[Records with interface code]

————

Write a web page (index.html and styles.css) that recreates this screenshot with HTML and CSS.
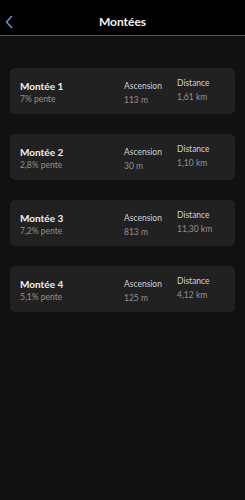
FILE: index.html
```html
<!DOCTYPE html>
<html lang="fr">
<head>
<meta charset="utf-8">
<link rel="stylesheet" href="styles.css">
</head>
<body>
<header class="topbar">
  <svg class="back" width="8" height="14" viewBox="0 0 8 14"><path d="M6.5 1.5 L1.5 7 L6.5 12.5" fill="none" stroke="#6f8fd0" stroke-width="1.6" stroke-linecap="round" stroke-linejoin="round"/></svg>
  <h1 class="title">Montées</h1>
</header>
<main class="list">
  <div class="card">
    <div class="name"><div class="n">Montée 1</div><div class="sub">7% pente</div></div>
    <div class="col asc"><div class="lbl">Ascension</div><div class="val">113 m</div></div>
    <div class="col dist"><div class="lbl">Distance</div><div class="val">1,61 km</div></div>
  </div>
  <div class="card">
    <div class="name"><div class="n">Montée 2</div><div class="sub">2,8% pente</div></div>
    <div class="col asc"><div class="lbl">Ascension</div><div class="val">30 m</div></div>
    <div class="col dist"><div class="lbl">Distance</div><div class="val">1,10 km</div></div>
  </div>
  <div class="card">
    <div class="name"><div class="n">Montée 3</div><div class="sub">7,2% pente</div></div>
    <div class="col asc"><div class="lbl">Ascension</div><div class="val">813 m</div></div>
    <div class="col dist"><div class="lbl">Distance</div><div class="val">11,30 km</div></div>
  </div>
  <div class="card">
    <div class="name"><div class="n">Montée 4</div><div class="sub">5,1% pente</div></div>
    <div class="col asc"><div class="lbl">Ascension</div><div class="val">125 m</div></div>
    <div class="col dist"><div class="lbl">Distance</div><div class="val">4,12 km</div></div>
  </div>
</main>
</body>
</html>
```
FILE: styles.css
```css
html, body {
  margin: 0;
  padding: 0;
  background: #111111;
  font-family: "Lato", "Liberation Sans", sans-serif;
  color: #e6e6e6;
  height: 100%;
}
.topbar {
  position: relative;
  height: 35px;
  background: #000;
  border-bottom: 1px solid #4e5c6c;
  display: flex;
  align-items: center;
  justify-content: center;
}
.back {
  position: absolute;
  left: 5px;
  top: 15px;
}
.title {
  margin: 0;
  font-size: 12px;
  font-weight: 700;
  color: #f2f2f2;
  padding-top: 7px;
}
.list {
  display: flex;
  flex-direction: column;
  gap: 20px;
  padding: 32px 10px 0 10px;
}
.card {
  height: 46px;
  background: #212121;
  border-radius: 5px;
  display: flex;
  align-items: center;
  padding-left: 10px;
  box-sizing: border-box;
}
.name {
  flex: 1;
  margin-top: 1px;
}
.n {
  font-size: 10px;
  font-weight: 700;
  color: #f0f0f0;
  line-height: 12px;
}
.sub {
  font-size: 8.5px;
  color: #929292;
  line-height: 10px;
  margin-top: 2px;
}
.col {
  width: 53px;
}
.dist {
  width: 58px;
  margin-top: -3px;
}
.asc {
  margin-top: 3px;
}
.lbl {
  font-size: 8.5px;
  color: #d0d0d0;
  line-height: 10px;
}
.val {
  font-size: 8.5px;
  color: #929292;
  line-height: 10px;
  margin-top: 4px;
}
```
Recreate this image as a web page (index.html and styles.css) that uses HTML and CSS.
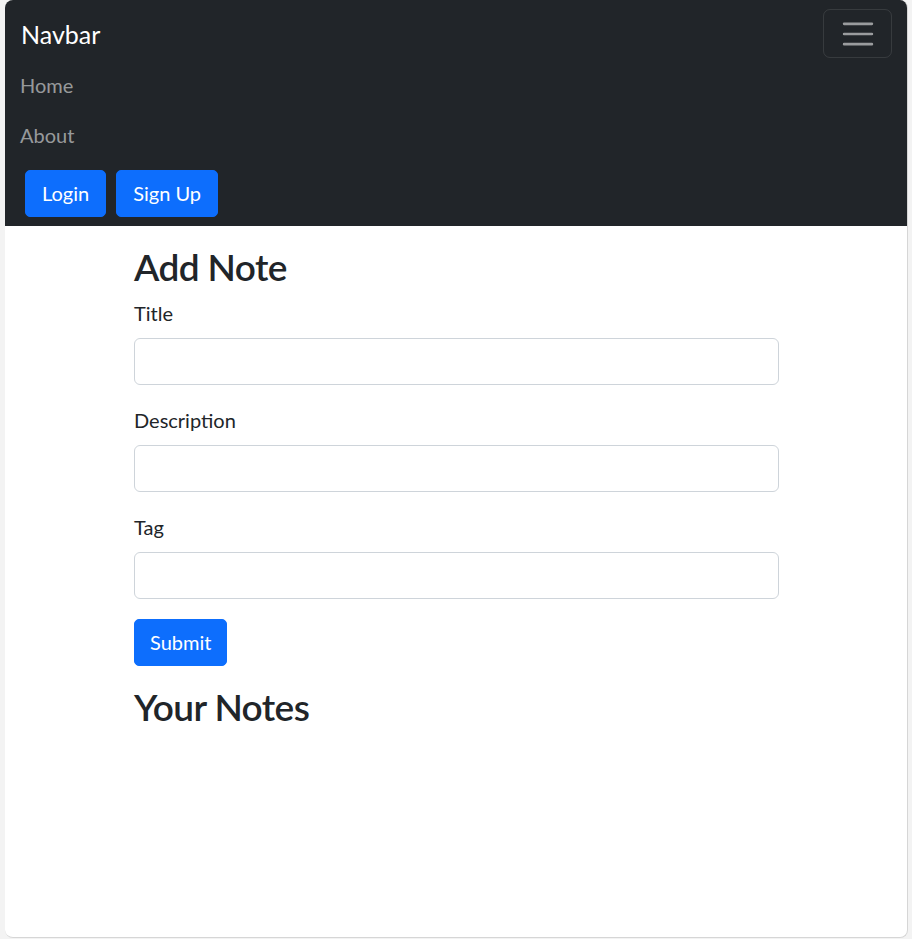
FILE: index.html
```html
<!DOCTYPE html>
<html lang="en">
<head>
<meta charset="utf-8">
<title>iNotebook</title>
<link rel="stylesheet" href="styles.css">
</head>
<body>
<div class="window">
  <nav class="navbar">
    <div class="nav-top">
      <a class="brand" href="#">Navbar</a>
      <button class="toggler" type="button" aria-label="Toggle navigation">
        <svg width="38" height="38" viewBox="0 0 30 30"><path d="M4 7h22M4 15h22M4 23h22" stroke="rgba(255,255,255,0.55)" stroke-width="2" stroke-linecap="round" fill="none"/></svg>
      </button>
    </div>
    <ul class="nav-links">
      <li><a href="#">Home</a></li>
      <li><a href="#">About</a></li>
    </ul>
    <div class="auth">
      <a class="btn" href="#">Login</a>
      <a class="btn" href="#">Sign Up</a>
    </div>
  </nav>
  <main class="container">
    <h2 class="add-title">Add Note</h2>
    <form class="note-form">
      <div class="field">
        <label for="title">Title</label>
        <input id="title" type="text">
      </div>
      <div class="field">
        <label for="description">Description</label>
        <input id="description" type="text">
      </div>
      <div class="field">
        <label for="tag">Tag</label>
        <input id="tag" type="text">
      </div>
      <button type="submit" class="btn">Submit</button>
    </form>
    <h2 class="notes-title">Your Notes</h2>
  </main>
</div>
</body>
</html>
```

FILE: styles.css
```css
* { box-sizing: border-box; }
html, body { margin: 0; padding: 0; }
body {
  background: #f3f3f3;
  font-family: Lato, "Noto Sans", sans-serif;
  color: #212529;
  height: 939px;
  overflow: hidden;
}
.window {
  margin-left: 5px;
  width: 903px;
  height: 938px;
  background: #fff;
  border: 1px solid #d6d6d6;
  border-top: none;
  border-left: none;
  border-radius: 8px;
  overflow: hidden;
}
.navbar {
  background: #212529;
  padding: 10px 15px 10px 15px;
  height: 226px;
}
.nav-top {
  display: flex;
  justify-content: space-between;
  align-items: center;
  height: 48px;
}
.brand {
  color: #fff;
  text-decoration: none;
  font-size: 25px;
  line-height: 37px;
  padding-left: 1px;
}
.toggler {
  width: 69px;
  height: 49px;
  margin-top: -1px;
  background: transparent;
  border: 1px solid rgba(255,255,255,0.1);
  border-radius: 7px;
  display: flex;
  align-items: center;
  justify-content: center;
  padding: 0;
}
.toggler svg { display: block; }
.nav-links {
  list-style: none;
  margin: 2px 0 10px 0;
  padding: 0;
}
.nav-links a {
  display: block;
  color: rgba(255,255,255,0.55);
  text-decoration: none;
  font-size: 20px;
  line-height: 30px;
  padding: 10px 0;
}
.auth {
  display: flex;
  gap: 10px;
  padding-left: 5px;
}
.btn {
  display: inline-block;
  background: #0d6efd;
  color: #fff;
  border: 1px solid #0d6efd;
  border-radius: 5px;
  font-family: inherit;
  font-size: 20px;
  line-height: 30px;
  padding: 7px 16px 8px;
  text-decoration: none;
  cursor: pointer;
}
.container {
  width: 645px;
  margin-left: 129px;
  padding-top: 14px;
}
h2 {
  font-size: 37px;
  font-weight: 600;
  letter-spacing: -0.6px;
  line-height: 48px;
  margin: 0 0 10px;
}
.add-title { padding-top: 3px; margin-bottom: 7px; }
.field {
  display: flex;
  flex-direction: column;
  align-items: flex-start;
  margin-bottom: 20px;
}
.field label {
  font-size: 20px;
  line-height: 30px;
  margin-bottom: 10px;
}
.field input {
  width: 100%;
  height: 47px;
  border: 1px solid #ced4da;
  border-radius: 6px;
  font-size: 20px;
  padding: 7px 15px;
}
.note-form { margin: 0; }
.note-form .btn { display: block; padding: 7px 15px 8px; }
.notes-title { margin-top: 17px; }
```
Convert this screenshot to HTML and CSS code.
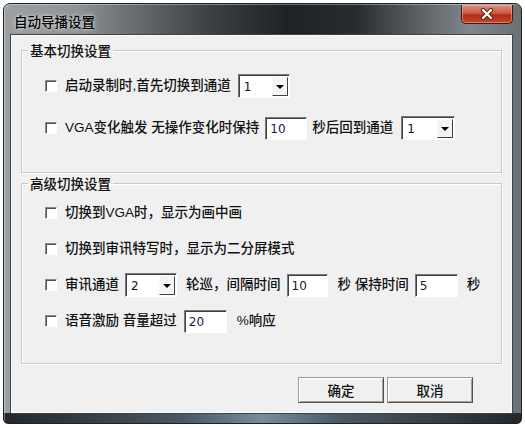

————

▸ Task prompt:
Count the lines of the data that contain the string "screenshot", and reply with that number alone.

▸ Exercise response:
2